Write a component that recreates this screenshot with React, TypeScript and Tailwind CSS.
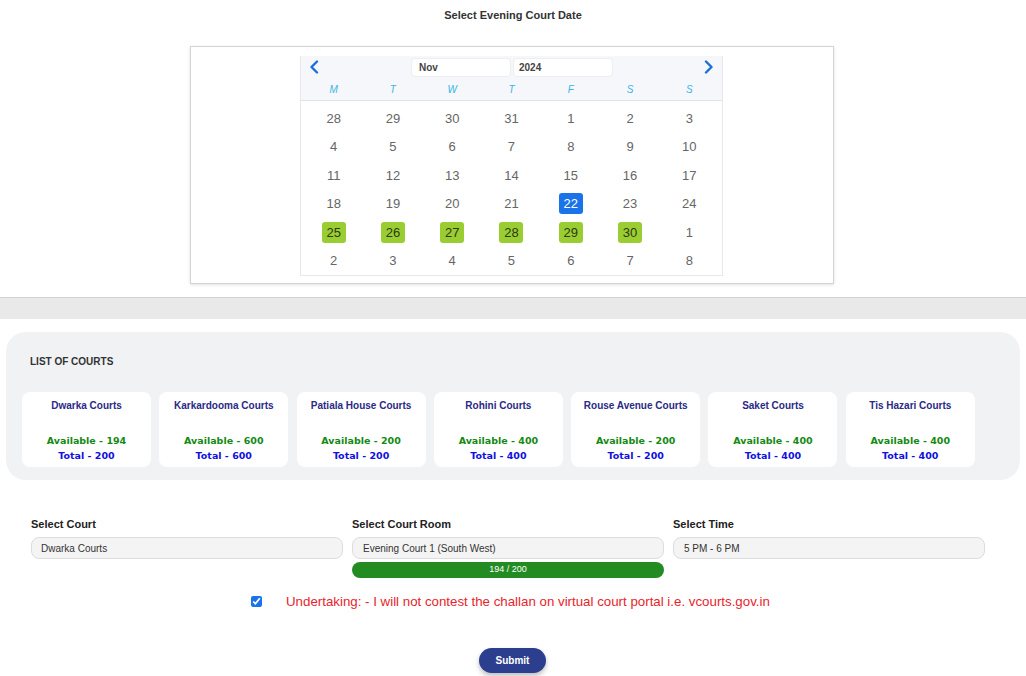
import React from "react";

const weeks: number[][] = [
  [28, 29, 30, 31, 1, 2, 3],
  [4, 5, 6, 7, 8, 9, 10],
  [11, 12, 13, 14, 15, 16, 17],
  [18, 19, 20, 21, 22, 23, 24],
  [25, 26, 27, 28, 29, 30, 1],
  [2, 3, 4, 5, 6, 7, 8],
];

const courts = [
  { name: "Dwarka Courts", available: 194, total: 200 },
  { name: "Karkardooma Courts", available: 600, total: 600 },
  { name: "Patiala House Courts", available: 200, total: 200 },
  { name: "Rohini Courts", available: 400, total: 400 },
  { name: "Rouse Avenue Courts", available: 200, total: 200 },
  { name: "Saket Courts", available: 400, total: 400 },
  { name: "Tis Hazari Courts", available: 400, total: 400 },
];

function Chevron({ dir }: { dir: "left" | "right" }) {
  return (
    <svg width="10" height="14" viewBox="0 0 10 14" fill="none">
      <path
        d={dir === "left" ? "M8 1.5 L2.5 7 L8 12.5" : "M2 1.5 L7.5 7 L2 12.5"}
        stroke="#1a6fd9"
        strokeWidth="2.4"
        strokeLinecap="round"
        strokeLinejoin="round"
      />
    </svg>
  );
}

function DayCell({ day, row, col }: { day: number; row: number; col: number }) {
  const isToday = row === 3 && col === 4;
  const isOpen = row === 4 && col < 6;
  let cls = "text-[#666]";
  if (isToday) cls = "bg-[#1a73e8] text-white rounded-[3px]";
  if (isOpen) cls = "bg-[#9acd32] text-[#2d3a12] rounded-[3px]";
  return (
    <div className="flex h-[28.4px] items-center justify-center">
      <span className={`flex h-[21px] w-[24px] items-center justify-center text-[13px] ${cls}`}>{day}</span>
    </div>
  );
}

export default function App() {
  return (
    <div className="min-h-[676px] w-[1026px] bg-white font-['Liberation_Sans',Arial,sans-serif] text-[#333]">
      {/* Date picker */}
      <div className="pt-[7px] text-center text-[11px] font-bold text-[#333]">Select Evening Court Date</div>

      <div className="ml-[190px] mt-[22px] h-[238px] w-[644px] border border-[#d4d4d4] bg-white pt-[9px] shadow-[0_1px_3px_rgba(0,0,0,0.12)]">
        <div className="ml-[109px] w-[423px] border border-t-0 border-[#e6e8eb]">
          <div className="flex h-[23px] items-center bg-[#f5f7fa] px-[8px]">
            <Chevron dir="left" />
            <div className="ml-[92px] flex gap-[2px]">
              <div className="flex h-[19px] w-[100px] items-center rounded-[4px] border border-[#eceef1] bg-white pl-[7px] text-[10px] font-bold text-[#444]">
                Nov
              </div>
              <div className="flex h-[19px] w-[100px] items-center rounded-[4px] border border-[#eceef1] bg-white pl-[5px] text-[10px] font-bold text-[#444]">
                2024
              </div>
            </div>
            <div className="ml-auto">
              <Chevron dir="right" />
            </div>
          </div>
          <div className="grid h-[22px] grid-cols-7 items-center border-b border-[#dfe2e6] bg-[#f5f7fa] px-[3px]">
            {["M", "T", "W", "T", "F", "S", "S"].map((d, i) => (
              <div key={i} className="text-center text-[10px] italic text-[#3ab4e6]">
                {d}
              </div>
            ))}
          </div>
          <div className="px-[3px] pt-[4px]">
            {weeks.map((w, r) => (
              <div key={r} className="grid grid-cols-7">
                {w.map((d, c) => (
                  <DayCell key={c} day={d} row={r} col={c} />
                ))}
              </div>
            ))}
          </div>
        </div>
      </div>

      {/* Divider band */}
      <div className="mt-[13px] h-[22px] border-t border-[#d2d2d2] bg-[#e9e9e9]" />

      {/* Courts list */}
      <div className="mx-[6px] mt-[13px] h-[148px] rounded-[20px] bg-[#f1f2f4] pl-[16px] pt-[22px]">
        <div className="pl-[8px] text-[10px] font-bold text-[#333]">LIST OF COURTS</div>
        <div className="mt-[23px] flex gap-[8.3px]">
          {courts.map((c) => (
            <div key={c.name} className="flex h-[75px] w-[129px] flex-col items-center rounded-[8px] bg-white pt-[6px]">
              <div className="text-[10px] font-bold text-[#2a2a86]">{c.name}</div>
              <div className="mt-[21px] font-['DejaVu_Sans',sans-serif] text-[9.5px] font-bold text-[#138a13]">
                Available - {c.available}
              </div>
              <div className="mt-[1px] font-['DejaVu_Sans',sans-serif] text-[9.5px] font-bold text-[#1010e0]">
                Total - {c.total}
              </div>
            </div>
          ))}
        </div>
      </div>

      {/* Form */}
      <div className="ml-[31px] mt-[36px] grid w-[954px] grid-cols-3 gap-x-[9px]">
        <div>
          <div className="text-[11px] font-bold text-[#222]">Select Court</div>
          <div className="mt-[5px] flex h-[22px] items-center rounded-[8px] border border-[#dcdcdc] bg-[#f4f4f4] pl-[9px] text-[10px] text-[#333]">
            Dwarka Courts
          </div>
        </div>
        <div>
          <div className="text-[11px] font-bold text-[#222]">Select Court Room</div>
          <div className="mt-[5px] flex h-[22px] items-center rounded-[8px] border border-[#dcdcdc] bg-[#f4f4f4] pl-[10px] text-[10px] text-[#333]">
            Evening Court 1 (South West)
          </div>
          <div className="mt-[3px] flex h-[16px] items-center justify-center rounded-full bg-[#228b22] text-[9px] text-white">
            194 / 200
          </div>
        </div>
        <div>
          <div className="text-[11px] font-bold text-[#222]">Select Time</div>
          <div className="mt-[5px] flex h-[22px] items-center rounded-[8px] border border-[#dcdcdc] bg-[#f4f4f4] pl-[10px] text-[10px] text-[#333]">
            5 PM - 6 PM
          </div>
        </div>
      </div>

      <div className="mt-[14px] flex items-center pl-[251px]">
        <input type="checkbox" defaultChecked className="h-[11px] w-[11px] accent-[#1a73e8]" />
        <span className="ml-[24px] text-[13.3px] text-[#e8242b]">
          Undertaking: - I will not contest the challan on virtual court portal i.e. vcourts.gov.in
        </span>
      </div>

      <div className="mt-[36px] flex justify-center">
        <button className="ml-[-1px] h-[25px] w-[67px] rounded-full bg-[#2c3f8f] text-[10px] font-bold text-white shadow-[0_3px_5px_rgba(0,0,0,0.25)]">
          Submit
        </button>
      </div>
    </div>
  );
}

----

### WHAT THE EXERCISE ASKS
All of the lines above should be printed exactly, minus the pictures.

### RESULT OF THIS TASK
Write a component that recreates this screenshot with React, TypeScript and Tailwind CSS.
import React from "react";

const weeks: number[][] = [
  [28, 29, 30, 31, 1, 2, 3],
  [4, 5, 6, 7, 8, 9, 10],
  [11, 12, 13, 14, 15, 16, 17],
  [18, 19, 20, 21, 22, 23, 24],
  [25, 26, 27, 28, 29, 30, 1],
  [2, 3, 4, 5, 6, 7, 8],
];

const courts = [
  { name: "Dwarka Courts", available: 194, total: 200 },
  { name: "Karkardooma Courts", available: 600, total: 600 },
  { name: "Patiala House Courts", available: 200, total: 200 },
  { name: "Rohini Courts", available: 400, total: 400 },
  { name: "Rouse Avenue Courts", available: 200, total: 200 },
  { name: "Saket Courts", available: 400, total: 400 },
  { name: "Tis Hazari Courts", available: 400, total: 400 },
];

function Chevron({ dir }: { dir: "left" | "right" }) {
  return (
    <svg width="10" height="14" viewBox="0 0 10 14" fill="none">
      <path
        d={dir === "left" ? "M8 1.5 L2.5 7 L8 12.5" : "M2 1.5 L7.5 7 L2 12.5"}
        stroke="#1a6fd9"
        strokeWidth="2.4"
        strokeLinecap="round"
        strokeLinejoin="round"
      />
    </svg>
  );
}

function DayCell({ day, row, col }: { day: number; row: number; col: number }) {
  const isToday = row === 3 && col === 4;
  const isOpen = row === 4 && col < 6;
  let cls = "text-[#666]";
  if (isToday) cls = "bg-[#1a73e8] text-white rounded-[3px]";
  if (isOpen) cls = "bg-[#9acd32] text-[#2d3a12] rounded-[3px]";
  return (
    <div className="flex h-[28.4px] items-center justify-center">
      <span className={`flex h-[21px] w-[24px] items-center justify-center text-[13px] ${cls}`}>{day}</span>
    </div>
  );
}

export default function App() {
  return (
    <div className="min-h-[676px] w-[1026px] bg-white font-['Liberation_Sans',Arial,sans-serif] text-[#333]">
      {/* Date picker */}
      <div className="pt-[7px] text-center text-[11px] font-bold text-[#333]">Select Evening Court Date</div>

      <div className="ml-[190px] mt-[22px] h-[238px] w-[644px] border border-[#d4d4d4] bg-white pt-[9px] shadow-[0_1px_3px_rgba(0,0,0,0.12)]">
        <div className="ml-[109px] w-[423px] border border-t-0 border-[#e6e8eb]">
          <div className="flex h-[23px] items-center bg-[#f5f7fa] px-[8px]">
            <Chevron dir="left" />
            <div className="ml-[92px] flex gap-[2px]">
              <div className="flex h-[19px] w-[100px] items-center rounded-[4px] border border-[#eceef1] bg-white pl-[7px] text-[10px] font-bold text-[#444]">
                Nov
              </div>
              <div className="flex h-[19px] w-[100px] items-center rounded-[4px] border border-[#eceef1] bg-white pl-[5px] text-[10px] font-bold text-[#444]">
                2024
              </div>
            </div>
            <div className="ml-auto">
              <Chevron dir="right" />
            </div>
          </div>
          <div className="grid h-[22px] grid-cols-7 items-center border-b border-[#dfe2e6] bg-[#f5f7fa] px-[3px]">
            {["M", "T", "W", "T", "F", "S", "S"].map((d, i) => (
              <div key={i} className="text-center text-[10px] italic text-[#3ab4e6]">
                {d}
              </div>
            ))}
          </div>
          <div className="px-[3px] pt-[4px]">
            {weeks.map((w, r) => (
              <div key={r} className="grid grid-cols-7">
                {w.map((d, c) => (
                  <DayCell key={c} day={d} row={r} col={c} />
                ))}
              </div>
            ))}
          </div>
        </div>
      </div>

      {/* Divider band */}
      <div className="mt-[13px] h-[22px] border-t border-[#d2d2d2] bg-[#e9e9e9]" />

      {/* Courts list */}
      <div className="mx-[6px] mt-[13px] h-[148px] rounded-[20px] bg-[#f1f2f4] pl-[16px] pt-[22px]">
        <div className="pl-[8px] text-[10px] font-bold text-[#333]">LIST OF COURTS</div>
        <div className="mt-[23px] flex gap-[8.3px]">
          {courts.map((c) => (
            <div key={c.name} className="flex h-[75px] w-[129px] flex-col items-center rounded-[8px] bg-white pt-[6px]">
              <div className="text-[10px] font-bold text-[#2a2a86]">{c.name}</div>
              <div className="mt-[21px] font-['DejaVu_Sans',sans-serif] text-[9.5px] font-bold text-[#138a13]">
                Available - {c.available}
              </div>
              <div className="mt-[1px] font-['DejaVu_Sans',sans-serif] text-[9.5px] font-bold text-[#1010e0]">
                Total - {c.total}
              </div>
            </div>
          ))}
        </div>
      </div>

      {/* Form */}
      <div className="ml-[31px] mt-[36px] grid w-[954px] grid-cols-3 gap-x-[9px]">
        <div>
          <div className="text-[11px] font-bold text-[#222]">Select Court</div>
          <div className="mt-[5px] flex h-[22px] items-center rounded-[8px] border border-[#dcdcdc] bg-[#f4f4f4] pl-[9px] text-[10px] text-[#333]">
            Dwarka Courts
          </div>
        </div>
        <div>
          <div className="text-[11px] font-bold text-[#222]">Select Court Room</div>
          <div className="mt-[5px] flex h-[22px] items-center rounded-[8px] border border-[#dcdcdc] bg-[#f4f4f4] pl-[10px] text-[10px] text-[#333]">
            Evening Court 1 (South West)
          </div>
          <div className="mt-[3px] flex h-[16px] items-center justify-center rounded-full bg-[#228b22] text-[9px] text-white">
            194 / 200
          </div>
        </div>
        <div>
          <div className="text-[11px] font-bold text-[#222]">Select Time</div>
          <div className="mt-[5px] flex h-[22px] items-center rounded-[8px] border border-[#dcdcdc] bg-[#f4f4f4] pl-[10px] text-[10px] text-[#333]">
            5 PM - 6 PM
          </div>
        </div>
      </div>

      <div className="mt-[14px] flex items-center pl-[251px]">
        <input type="checkbox" defaultChecked className="h-[11px] w-[11px] accent-[#1a73e8]" />
        <span className="ml-[24px] text-[13.3px] text-[#e8242b]">
          Undertaking: - I will not contest the challan on virtual court portal i.e. vcourts.gov.in
        </span>
      </div>

      <div className="mt-[36px] flex justify-center">
        <button className="ml-[-1px] h-[25px] w-[67px] rounded-full bg-[#2c3f8f] text-[10px] font-bold text-white shadow-[0_3px_5px_rgba(0,0,0,0.25)]">
          Submit
        </button>
      </div>
    </div>
  );
}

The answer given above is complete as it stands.